День прошел, наступил вечер, Анна проводила последнего пациента, помогла Вольгемуту вычистить инструменты, запереть их в шкафы. Он как будто совершенно забыл о том, что собирался ей что-то сказать. Она надевает пальто. Это, несомненно, пустяк, и она поставит себя в смешное положение, если возобновит разговор. Но все же у нее вырывается:
— Вы хотели мне что-то сказать?
— Ах да, — говорит он, — в самом деле. Ничего срочного, но я хотел предупредить вас заблаговременно. Я получил письмо от сэра Джеймса, Джеймса Симпсона. Вам это имя ничего не говорит, но всякому зубному врачу оно известно. Джеймс Симпсон лондонец. Это величина, это фигура, и еще какая. Сэр Джеймс — столп зубоврачевания. Он и раньше уже посылал мне пациентов, четыре раза. Еще до вас, фрау Траутвейн. И господина Луциани он еще и сейчас нет-нет заходит, у него нижняя челюсть вставная, помните? — его тоже послал ко мне Симпсон.
Анна, в пальто, стоит и ждет. До чего же он многословен, чуть что отвлекается, этак недолго из себя выйти. Если она сейчас не прервет его, он, вероятно, еще целый час будет читать лекцию о протезе этого Луциани.
— Да, — говорит она, — так что же сэр Джеймс?

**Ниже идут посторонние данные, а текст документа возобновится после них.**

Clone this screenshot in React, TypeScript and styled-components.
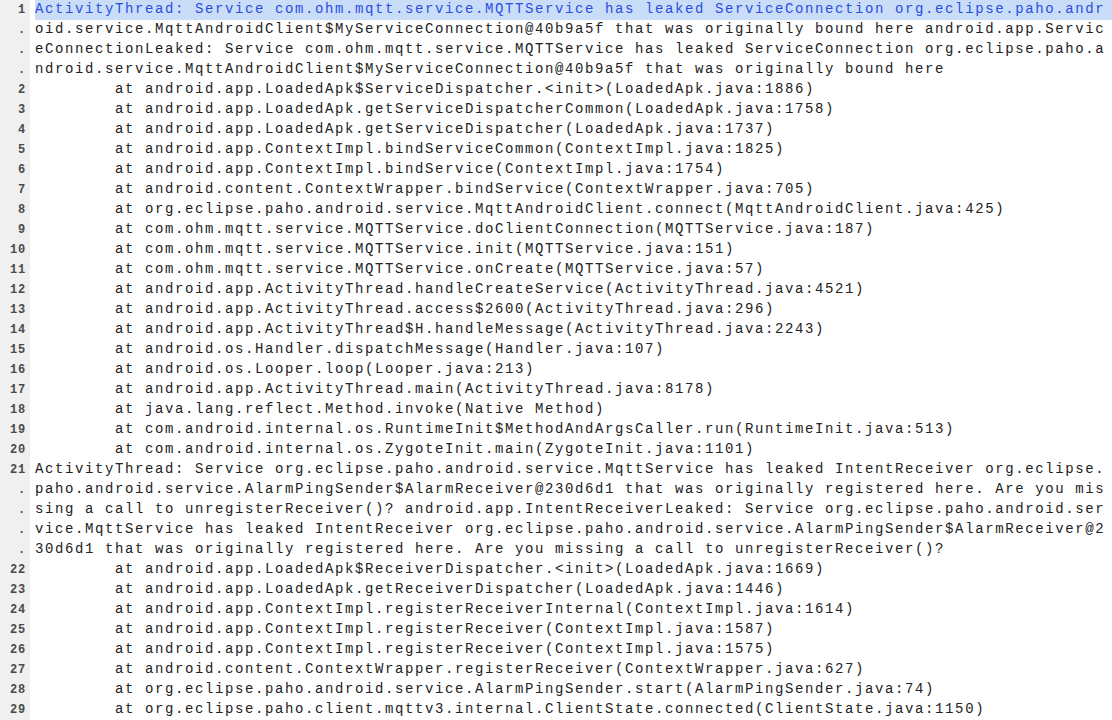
import React from "react";
import styled, { createGlobalStyle } from "styled-components";

const GlobalStyle = createGlobalStyle`
  html, body { margin: 0; padding: 0; background: #ffffff; }
  body { overflow: hidden; }
`;

type LogLine = { rows: string[] };

const T = "        at ";

const lines: LogLine[] = [
  {
    rows: [
      "ActivityThread: Service com.ohm.mqtt.service.MQTTService has leaked ServiceConnection org.eclipse.paho.andr",
      "oid.service.MqttAndroidClient$MyServiceConnection@40b9a5f that was originally bound here android.app.Servic",
      "eConnectionLeaked: Service com.ohm.mqtt.service.MQTTService has leaked ServiceConnection org.eclipse.paho.a",
      "ndroid.service.MqttAndroidClient$MyServiceConnection@40b9a5f that was originally bound here",
    ],
  },
  ...[
    "android.app.LoadedApk$ServiceDispatcher.<init>(LoadedApk.java:1886)",
    "android.app.LoadedApk.getServiceDispatcherCommon(LoadedApk.java:1758)",
    "android.app.LoadedApk.getServiceDispatcher(LoadedApk.java:1737)",
    "android.app.ContextImpl.bindServiceCommon(ContextImpl.java:1825)",
    "android.app.ContextImpl.bindService(ContextImpl.java:1754)",
    "android.content.ContextWrapper.bindService(ContextWrapper.java:705)",
    "org.eclipse.paho.android.service.MqttAndroidClient.connect(MqttAndroidClient.java:425)",
    "com.ohm.mqtt.service.MQTTService.doClientConnection(MQTTService.java:187)",
    "com.ohm.mqtt.service.MQTTService.init(MQTTService.java:151)",
    "com.ohm.mqtt.service.MQTTService.onCreate(MQTTService.java:57)",
    "android.app.ActivityThread.handleCreateService(ActivityThread.java:4521)",
    "android.app.ActivityThread.access$2600(ActivityThread.java:296)",
    "android.app.ActivityThread$H.handleMessage(ActivityThread.java:2243)",
    "android.os.Handler.dispatchMessage(Handler.java:107)",
    "android.os.Looper.loop(Looper.java:213)",
    "android.app.ActivityThread.main(ActivityThread.java:8178)",
    "java.lang.reflect.Method.invoke(Native Method)",
    "com.android.internal.os.RuntimeInit$MethodAndArgsCaller.run(RuntimeInit.java:513)",
    "com.android.internal.os.ZygoteInit.main(ZygoteInit.java:1101)",
  ].map((s) => ({ rows: [T + s] })),
  {
    rows: [
      "ActivityThread: Service org.eclipse.paho.android.service.MqttService has leaked IntentReceiver org.eclipse.",
      "paho.android.service.AlarmPingSender$AlarmReceiver@230d6d1 that was originally registered here. Are you mis",
      "sing a call to unregisterReceiver()? android.app.IntentReceiverLeaked: Service org.eclipse.paho.android.ser",
      "vice.MqttService has leaked IntentReceiver org.eclipse.paho.android.service.AlarmPingSender$AlarmReceiver@2",
      "30d6d1 that was originally registered here. Are you missing a call to unregisterReceiver()?",
    ],
  },
  ...[
    "android.app.LoadedApk$ReceiverDispatcher.<init>(LoadedApk.java:1669)",
    "android.app.LoadedApk.getReceiverDispatcher(LoadedApk.java:1446)",
    "android.app.ContextImpl.registerReceiverInternal(ContextImpl.java:1614)",
    "android.app.ContextImpl.registerReceiver(ContextImpl.java:1587)",
    "android.app.ContextImpl.registerReceiver(ContextImpl.java:1575)",
    "android.content.ContextWrapper.registerReceiver(ContextWrapper.java:627)",
    "org.eclipse.paho.android.service.AlarmPingSender.start(AlarmPingSender.java:74)",
    "org.eclipse.paho.client.mqttv3.internal.ClientState.connected(ClientState.java:1150)",
  ].map((s) => ({ rows: [T + s] })),
];

const Editor = styled.div`
  width: 1112px;
  height: 720px;
  overflow: hidden;
  display: grid;
  grid-template-columns: 30px 1fr;
  background: #ffffff;
`;

const Gutter = styled.div`
  background: #f0f0f0;
  display: flex;
  flex-direction: column;
`;

const LineNo = styled.div`
  height: 20px;
  line-height: 21px;
  padding-right: 4px;
  text-align: right;
  font-family: "Liberation Mono", "Courier New", monospace;
  font-size: 12px;
  letter-spacing: 0.8px;
  font-weight: bold;
  color: #4a4a4a;
  white-space: pre;
`;

const Content = styled.div`
  display: flex;
  flex-direction: column;
  padding-left: 5px;
`;

const Row = styled.div<{ $active?: boolean }>`
  height: 20px;
  line-height: 19px;
  font-family: "Liberation Mono", "Courier New", monospace;
  font-size: 14px;
  letter-spacing: 1.6px;
  white-space: pre;
  background: ${(p) => (p.$active ? "#c9ddf8" : "transparent")};
  color: ${(p) => (p.$active ? "#2b4ee0" : "#222222")};
`;

export default function App() {
  return (
    <>
      <GlobalStyle />
      <Editor>
        <Gutter>
          {lines.map((l, i) =>
            l.rows.map((_, j) => (
              <LineNo key={`${i}-${j}`}>{j === 0 ? String(i + 1) : "."}</LineNo>
            ))
          )}
        </Gutter>
        <Content>
          {lines.map((l, i) =>
            l.rows.map((r, j) => (
              <Row key={`${i}-${j}`} $active={i === 0 && j === 0}>
                {r}
              </Row>
            ))
          )}
        </Content>
      </Editor>
    </>
  );
}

— О, это дело серьезное, — отвечает он. — Сэр Джеймс запросил меня, не соглашусь ли я в недалеком будущем переехать в Лондон, чтобы вместе работать. Ему шестьдесят четыре года. Он нуждается в молодом компаньоне. Англичане народ жилистый, но старик уже не в силах один справиться со своей клиентурой. Каждый свой приезд в Париж он обязательно бывает у меня, мои работы произвели на него впечатление, мы понимаем друг друга с полуслова, мой сухой, простодушный юмор пленил его сердце, короче говоря, он предлагает мне вместе работать. Знаете ли вы, что это значит, моя милая? Нет, вы этого не знаете. Это кое-что значит, это значит много, это значит почти пять тысяч фунтов в год. У англичан зубы крупные, англичане чрезвычайно носятся со своими зубами и в тратах на них не скупятся. Лондон мне не очень нравится, я не люблю этого климата, да, по-моему, и самих англичан переоценивают, но я сносно говорю по-английски и пять тысяч фунтов стерлингов — это не шутка. В переводе на франки цифра невообразимая. Повторяю, время терпит, но месяца через два-три мне, вероятно, придется дать окончательный ответ. А в конце лета или в начале осени — переселиться в Лондон. Я хотел, дорогая фрау Траутвейн, заранее вас предупредить. Вполне возможно, что я смогу взять вас с собой, — ведь мы с вами отлично сработались. Но говорить об этом еще рано. На всякий случай, однако, обдумайте все, что я вам сказал.